It's been a year today since I was diagnosed. As I reflect back it's crazy to think how much has happened in the last 365 days. A year ago today, I didn't think I'd still be here to be writing this.
Physically I can't believe what I have been through and how much I have taken on. When I look back at my blog posts over the last year I realize that I have actually blocked out some of the things I have been through. Although most of major physical pain was short term I have taken on more than I ever thought I would be able to handle. From the bone marrow aspirations to the nosebleeds, scalp pain when my hair fell out, mouth ulcers, chemo burning my arms and mouth, infections, nausea/vomiting, allergic reactions, skin problems, headaches, joint pain and now chest pain and shortness of breath. My body has taken on more than I ever thought it could.
On top of the painful physical complications I have had, there's the visual ones. It's no secret that my looks have changed significantly. And while I am of course just grateful to still be alive, it's not easy to look at yourself in the mirror and not recognize the person that you see.
Emotionally I can say I have changed a lot too.
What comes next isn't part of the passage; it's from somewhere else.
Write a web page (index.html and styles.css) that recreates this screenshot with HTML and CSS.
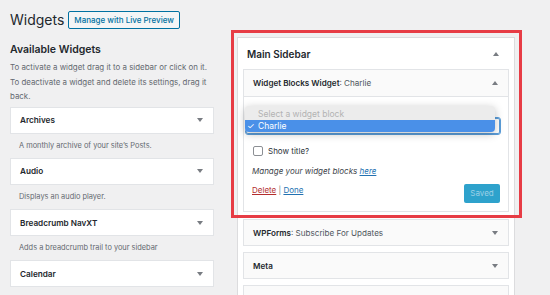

Things that I thought were important a year ago I have realized don't matter at all. I have also recognized that I need to live my life as if our time here on this earth with the people we love is limited - because it is. That's not to say I'm not still planning for the future, but I am definitely more focused on my present and what matters now and not just looking long term.
I have lost friends and gained friends. I have learned how to see who really cares and will truly be there for me when it counts. To those of you who have been loving and supporting me through this - you know who you are - thank you. I can't thank you enough. I could never have come through this with as much strength as I have without the love and support you have provided me.
They say you never know how strong you are until you have to use that strength. I can honestly say this is true. I never thought I would have been able to go through what I have in the last year, but here I am. I still have a long way to go but I'm not giving up any time soon.